┌──

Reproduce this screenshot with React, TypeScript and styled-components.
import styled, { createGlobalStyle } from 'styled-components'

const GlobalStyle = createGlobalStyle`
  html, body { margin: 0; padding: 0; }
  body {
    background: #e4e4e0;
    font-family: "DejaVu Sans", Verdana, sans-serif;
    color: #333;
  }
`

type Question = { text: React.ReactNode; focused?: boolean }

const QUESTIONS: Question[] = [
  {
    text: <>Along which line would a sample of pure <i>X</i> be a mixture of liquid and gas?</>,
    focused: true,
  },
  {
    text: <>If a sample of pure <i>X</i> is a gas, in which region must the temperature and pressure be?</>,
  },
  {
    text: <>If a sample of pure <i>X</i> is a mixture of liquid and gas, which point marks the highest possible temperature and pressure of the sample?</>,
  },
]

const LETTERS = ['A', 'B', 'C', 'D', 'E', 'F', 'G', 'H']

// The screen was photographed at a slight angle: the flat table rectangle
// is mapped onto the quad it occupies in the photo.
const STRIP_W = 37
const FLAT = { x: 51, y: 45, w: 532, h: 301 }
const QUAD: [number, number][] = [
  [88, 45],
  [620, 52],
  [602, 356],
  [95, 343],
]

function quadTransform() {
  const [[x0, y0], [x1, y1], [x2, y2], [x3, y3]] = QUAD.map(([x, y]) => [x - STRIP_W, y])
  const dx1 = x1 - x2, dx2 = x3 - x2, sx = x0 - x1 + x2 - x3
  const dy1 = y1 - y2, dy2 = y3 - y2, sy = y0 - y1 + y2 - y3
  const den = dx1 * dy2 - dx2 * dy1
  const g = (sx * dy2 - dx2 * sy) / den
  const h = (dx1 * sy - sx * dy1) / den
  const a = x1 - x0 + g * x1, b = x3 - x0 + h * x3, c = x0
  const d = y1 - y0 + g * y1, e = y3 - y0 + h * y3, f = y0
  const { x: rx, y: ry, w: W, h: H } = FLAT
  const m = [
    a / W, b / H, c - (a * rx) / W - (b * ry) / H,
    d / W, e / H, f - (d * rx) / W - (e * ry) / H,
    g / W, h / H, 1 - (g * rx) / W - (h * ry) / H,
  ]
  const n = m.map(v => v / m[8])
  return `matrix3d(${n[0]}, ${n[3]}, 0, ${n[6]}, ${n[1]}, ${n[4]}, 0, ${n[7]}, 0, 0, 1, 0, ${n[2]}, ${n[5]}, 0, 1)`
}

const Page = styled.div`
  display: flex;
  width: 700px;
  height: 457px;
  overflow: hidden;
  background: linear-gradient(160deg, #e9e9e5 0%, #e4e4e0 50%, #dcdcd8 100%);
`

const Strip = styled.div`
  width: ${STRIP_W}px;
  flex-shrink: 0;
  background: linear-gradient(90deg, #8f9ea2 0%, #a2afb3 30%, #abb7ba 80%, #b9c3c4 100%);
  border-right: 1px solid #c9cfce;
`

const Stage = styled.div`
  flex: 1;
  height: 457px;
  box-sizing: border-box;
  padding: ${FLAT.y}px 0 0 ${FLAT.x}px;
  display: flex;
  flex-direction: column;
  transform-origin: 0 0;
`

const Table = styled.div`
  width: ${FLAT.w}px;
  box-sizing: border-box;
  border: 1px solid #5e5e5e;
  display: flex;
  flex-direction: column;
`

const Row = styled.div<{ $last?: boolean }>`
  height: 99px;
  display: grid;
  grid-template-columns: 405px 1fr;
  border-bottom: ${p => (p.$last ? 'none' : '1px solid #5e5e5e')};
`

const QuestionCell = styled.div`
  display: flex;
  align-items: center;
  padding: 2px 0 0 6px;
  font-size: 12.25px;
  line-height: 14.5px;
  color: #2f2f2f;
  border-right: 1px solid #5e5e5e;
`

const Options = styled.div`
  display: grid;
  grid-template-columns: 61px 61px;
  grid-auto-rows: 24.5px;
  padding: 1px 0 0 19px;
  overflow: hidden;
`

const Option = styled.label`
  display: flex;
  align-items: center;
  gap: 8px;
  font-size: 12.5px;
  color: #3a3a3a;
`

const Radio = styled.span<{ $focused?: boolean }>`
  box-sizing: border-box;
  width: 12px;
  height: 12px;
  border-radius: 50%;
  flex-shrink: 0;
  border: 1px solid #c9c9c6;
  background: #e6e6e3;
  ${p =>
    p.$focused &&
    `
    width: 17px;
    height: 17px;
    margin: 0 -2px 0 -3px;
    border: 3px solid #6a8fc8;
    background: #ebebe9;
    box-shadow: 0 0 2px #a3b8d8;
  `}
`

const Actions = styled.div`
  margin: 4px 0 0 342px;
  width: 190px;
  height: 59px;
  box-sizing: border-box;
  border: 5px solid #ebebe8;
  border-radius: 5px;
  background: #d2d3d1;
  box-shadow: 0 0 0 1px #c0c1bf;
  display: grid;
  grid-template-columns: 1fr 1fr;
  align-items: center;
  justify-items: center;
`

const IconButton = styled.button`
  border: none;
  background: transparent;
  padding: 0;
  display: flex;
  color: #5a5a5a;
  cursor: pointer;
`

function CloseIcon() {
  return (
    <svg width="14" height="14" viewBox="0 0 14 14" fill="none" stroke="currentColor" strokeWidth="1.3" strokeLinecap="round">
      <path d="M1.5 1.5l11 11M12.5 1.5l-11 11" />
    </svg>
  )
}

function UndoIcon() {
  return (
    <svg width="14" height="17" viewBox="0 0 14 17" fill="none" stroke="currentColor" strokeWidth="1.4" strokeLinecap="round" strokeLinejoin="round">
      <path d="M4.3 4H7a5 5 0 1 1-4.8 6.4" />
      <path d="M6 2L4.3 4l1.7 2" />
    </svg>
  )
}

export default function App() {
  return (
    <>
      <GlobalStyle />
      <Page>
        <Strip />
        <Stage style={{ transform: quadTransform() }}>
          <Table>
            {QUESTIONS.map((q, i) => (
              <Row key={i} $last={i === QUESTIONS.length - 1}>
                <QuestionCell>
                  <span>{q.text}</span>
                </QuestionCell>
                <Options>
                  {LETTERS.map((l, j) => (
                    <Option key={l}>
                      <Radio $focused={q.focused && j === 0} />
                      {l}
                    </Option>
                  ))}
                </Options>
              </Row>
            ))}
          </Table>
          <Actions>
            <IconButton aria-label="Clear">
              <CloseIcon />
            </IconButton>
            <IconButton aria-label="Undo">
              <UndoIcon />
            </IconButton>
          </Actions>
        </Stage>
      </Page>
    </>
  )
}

└──
┌──

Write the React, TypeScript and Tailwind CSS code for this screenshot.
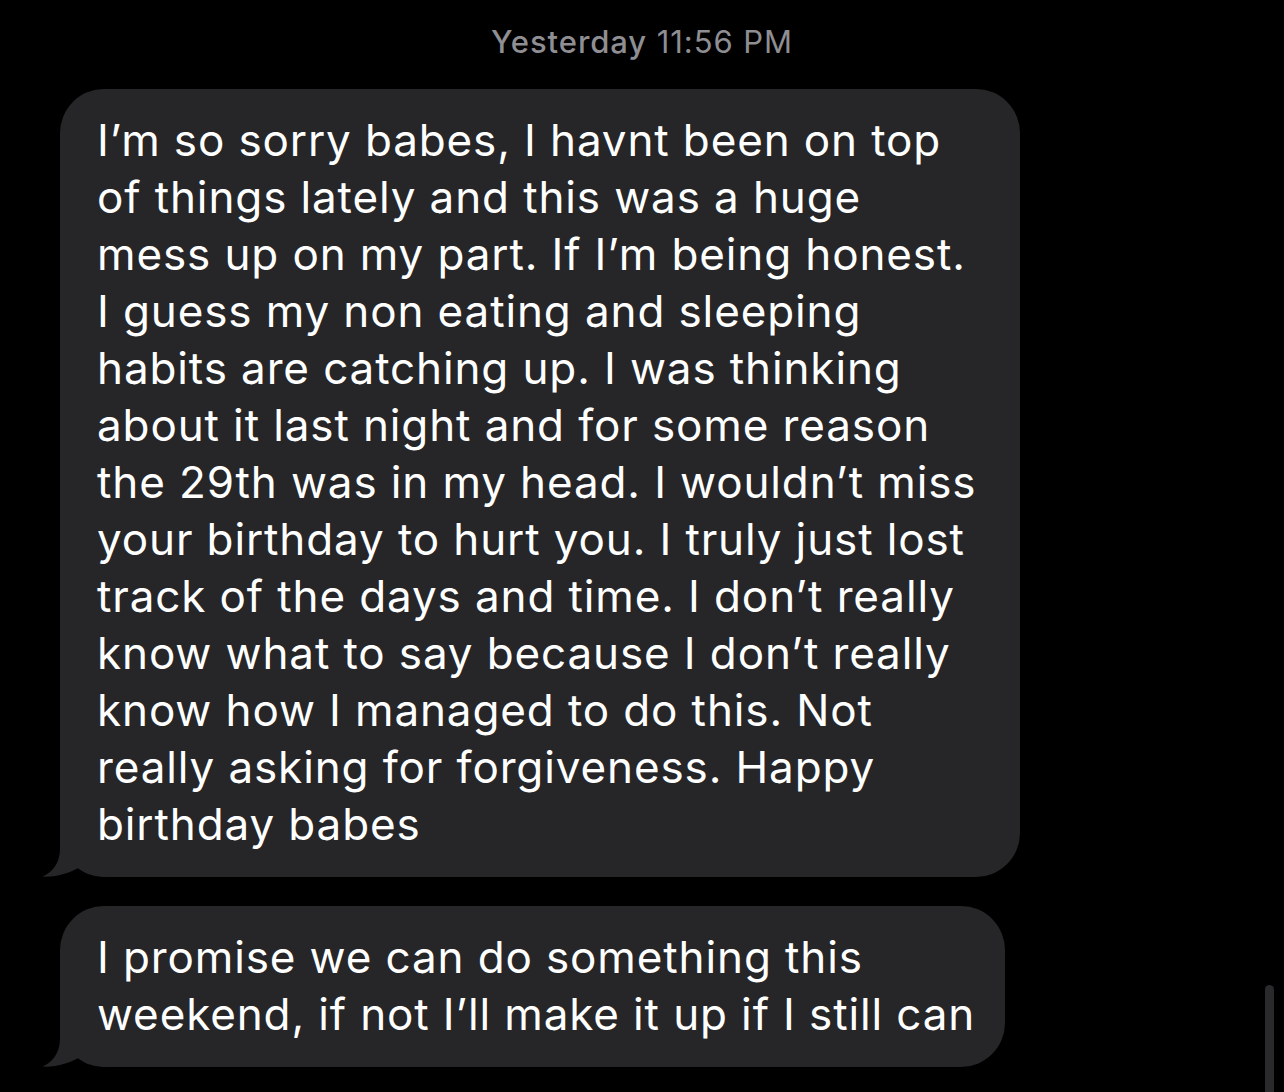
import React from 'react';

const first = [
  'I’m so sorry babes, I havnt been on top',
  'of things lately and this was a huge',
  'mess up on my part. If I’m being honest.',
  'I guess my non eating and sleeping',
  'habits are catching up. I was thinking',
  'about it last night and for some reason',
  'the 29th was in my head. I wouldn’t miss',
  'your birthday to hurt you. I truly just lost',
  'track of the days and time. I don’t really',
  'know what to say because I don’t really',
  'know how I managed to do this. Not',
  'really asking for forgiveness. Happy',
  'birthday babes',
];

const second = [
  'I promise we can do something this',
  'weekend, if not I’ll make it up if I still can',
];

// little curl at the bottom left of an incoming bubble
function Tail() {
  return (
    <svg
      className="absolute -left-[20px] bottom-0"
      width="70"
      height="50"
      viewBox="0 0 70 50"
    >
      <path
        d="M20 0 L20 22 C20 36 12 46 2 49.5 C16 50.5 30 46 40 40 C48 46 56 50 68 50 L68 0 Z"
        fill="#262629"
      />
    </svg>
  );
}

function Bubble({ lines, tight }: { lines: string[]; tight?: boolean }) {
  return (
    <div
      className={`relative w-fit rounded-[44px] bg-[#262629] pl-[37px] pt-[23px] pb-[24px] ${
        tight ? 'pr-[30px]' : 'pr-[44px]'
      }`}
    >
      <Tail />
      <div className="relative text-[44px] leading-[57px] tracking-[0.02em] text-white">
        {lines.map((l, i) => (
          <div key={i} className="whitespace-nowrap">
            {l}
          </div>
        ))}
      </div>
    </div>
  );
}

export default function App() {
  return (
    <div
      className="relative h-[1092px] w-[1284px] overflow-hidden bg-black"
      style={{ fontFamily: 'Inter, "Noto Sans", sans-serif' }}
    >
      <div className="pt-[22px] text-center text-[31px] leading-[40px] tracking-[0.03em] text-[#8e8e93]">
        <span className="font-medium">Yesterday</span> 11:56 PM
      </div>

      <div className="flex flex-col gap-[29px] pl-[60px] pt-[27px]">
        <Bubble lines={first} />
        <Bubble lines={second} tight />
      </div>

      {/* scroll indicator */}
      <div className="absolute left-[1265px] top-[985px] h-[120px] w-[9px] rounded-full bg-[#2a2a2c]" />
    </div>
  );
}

└──
┌──

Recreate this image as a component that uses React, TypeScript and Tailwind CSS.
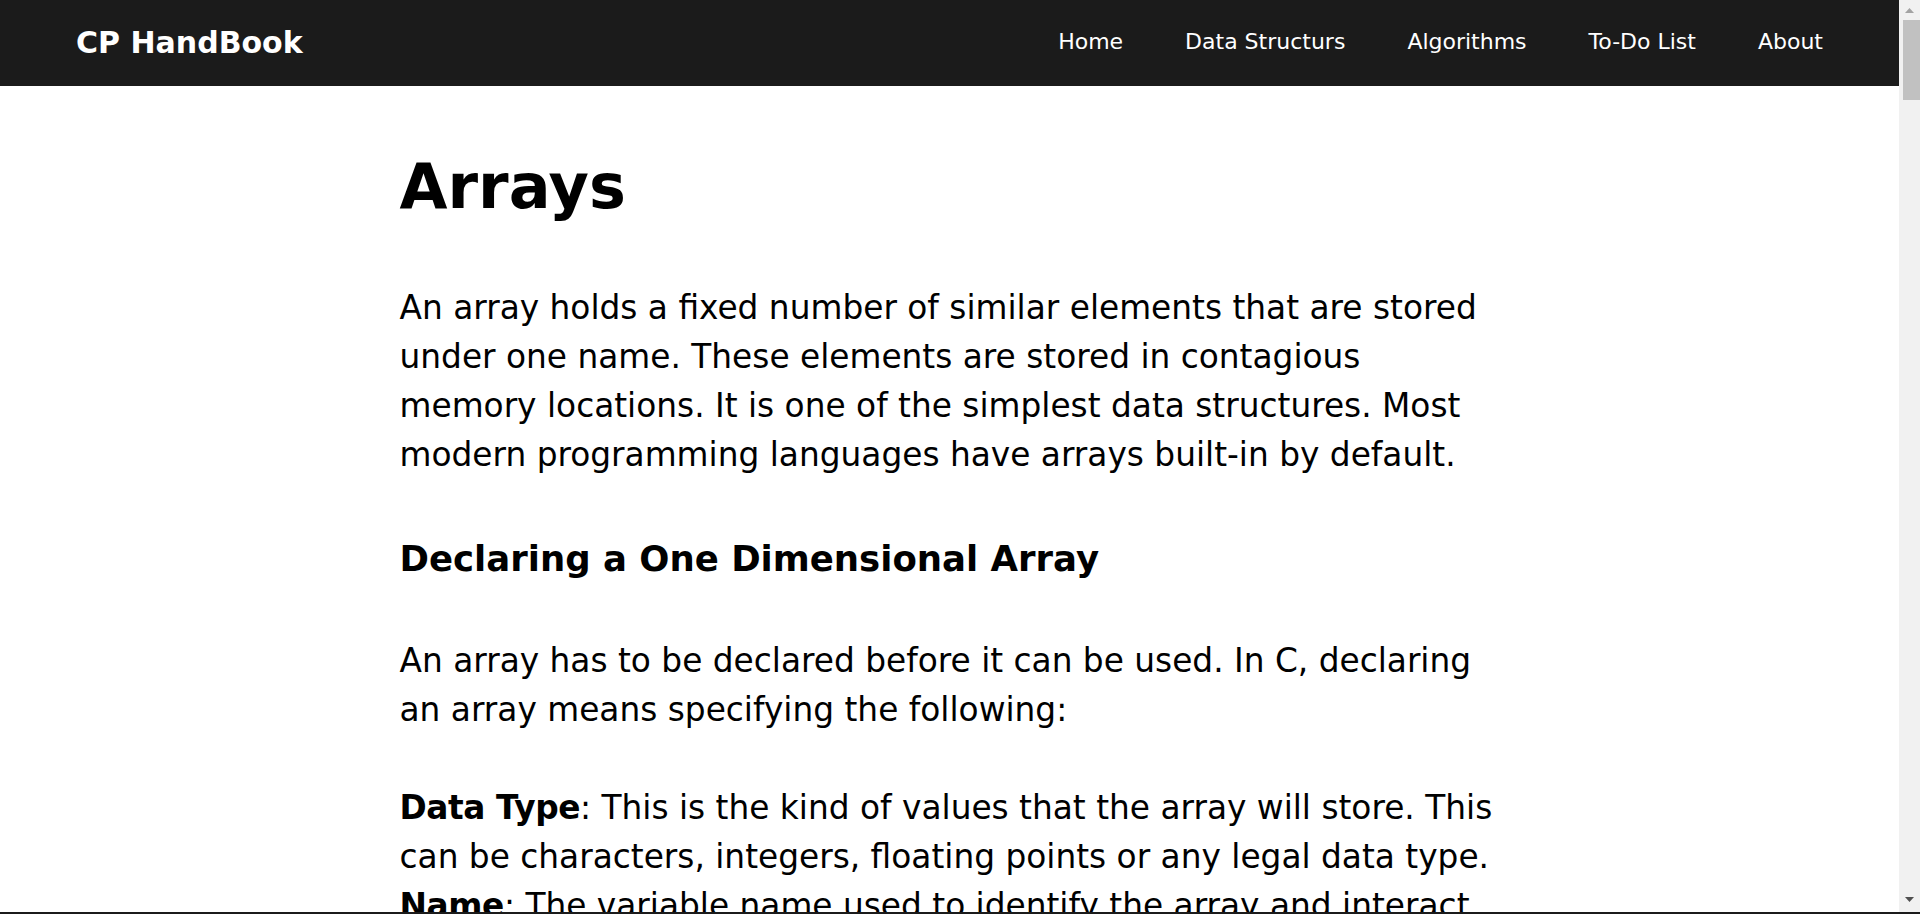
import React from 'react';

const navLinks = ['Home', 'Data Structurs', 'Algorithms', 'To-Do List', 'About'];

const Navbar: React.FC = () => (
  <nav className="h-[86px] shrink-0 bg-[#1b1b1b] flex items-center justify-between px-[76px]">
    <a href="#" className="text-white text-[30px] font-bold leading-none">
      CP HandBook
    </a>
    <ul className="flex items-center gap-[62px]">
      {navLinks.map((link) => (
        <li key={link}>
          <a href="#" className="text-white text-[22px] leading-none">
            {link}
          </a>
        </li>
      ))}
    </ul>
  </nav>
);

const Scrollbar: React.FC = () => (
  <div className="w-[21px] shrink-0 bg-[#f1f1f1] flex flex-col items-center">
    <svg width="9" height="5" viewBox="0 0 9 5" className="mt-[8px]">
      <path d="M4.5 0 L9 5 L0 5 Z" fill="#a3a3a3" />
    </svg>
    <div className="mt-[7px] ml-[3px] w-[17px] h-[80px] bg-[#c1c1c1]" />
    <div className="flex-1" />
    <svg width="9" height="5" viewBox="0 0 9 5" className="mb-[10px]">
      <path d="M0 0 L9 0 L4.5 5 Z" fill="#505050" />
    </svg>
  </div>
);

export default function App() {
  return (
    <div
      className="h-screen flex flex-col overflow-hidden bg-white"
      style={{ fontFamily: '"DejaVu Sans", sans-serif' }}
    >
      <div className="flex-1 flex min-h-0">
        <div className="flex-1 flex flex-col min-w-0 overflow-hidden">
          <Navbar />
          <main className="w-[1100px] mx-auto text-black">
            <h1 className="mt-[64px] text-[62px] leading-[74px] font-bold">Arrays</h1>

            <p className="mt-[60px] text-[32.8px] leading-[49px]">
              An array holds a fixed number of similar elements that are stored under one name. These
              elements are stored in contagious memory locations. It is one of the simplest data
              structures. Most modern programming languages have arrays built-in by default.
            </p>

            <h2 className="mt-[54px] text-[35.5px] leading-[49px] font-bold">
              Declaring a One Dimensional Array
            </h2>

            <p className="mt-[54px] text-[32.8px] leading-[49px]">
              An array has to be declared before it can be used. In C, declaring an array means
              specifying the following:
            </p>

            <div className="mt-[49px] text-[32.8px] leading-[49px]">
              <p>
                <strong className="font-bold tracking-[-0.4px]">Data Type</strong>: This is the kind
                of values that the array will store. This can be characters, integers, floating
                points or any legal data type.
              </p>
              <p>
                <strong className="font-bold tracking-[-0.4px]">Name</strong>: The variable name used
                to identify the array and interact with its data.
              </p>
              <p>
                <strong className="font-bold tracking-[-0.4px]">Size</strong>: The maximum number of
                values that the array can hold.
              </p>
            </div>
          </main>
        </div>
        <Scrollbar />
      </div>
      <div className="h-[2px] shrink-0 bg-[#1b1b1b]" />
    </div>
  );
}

└──

Exercise requirements → Copy the records above exactly, beginning at the line that contains "Reproduce this screenshot" and stopping after the line that contains "React.ReactNode; focused?: boolean".

The result →
Reproduce this screenshot with React, TypeScript and styled-components.
import styled, { createGlobalStyle } from 'styled-components'

const GlobalStyle = createGlobalStyle`
  html, body { margin: 0; padding: 0; }
  body {
    background: #e4e4e0;
    font-family: "DejaVu Sans", Verdana, sans-serif;
    color: #333;
  }
`

type Question = { text: React.ReactNode; focused?: boolean }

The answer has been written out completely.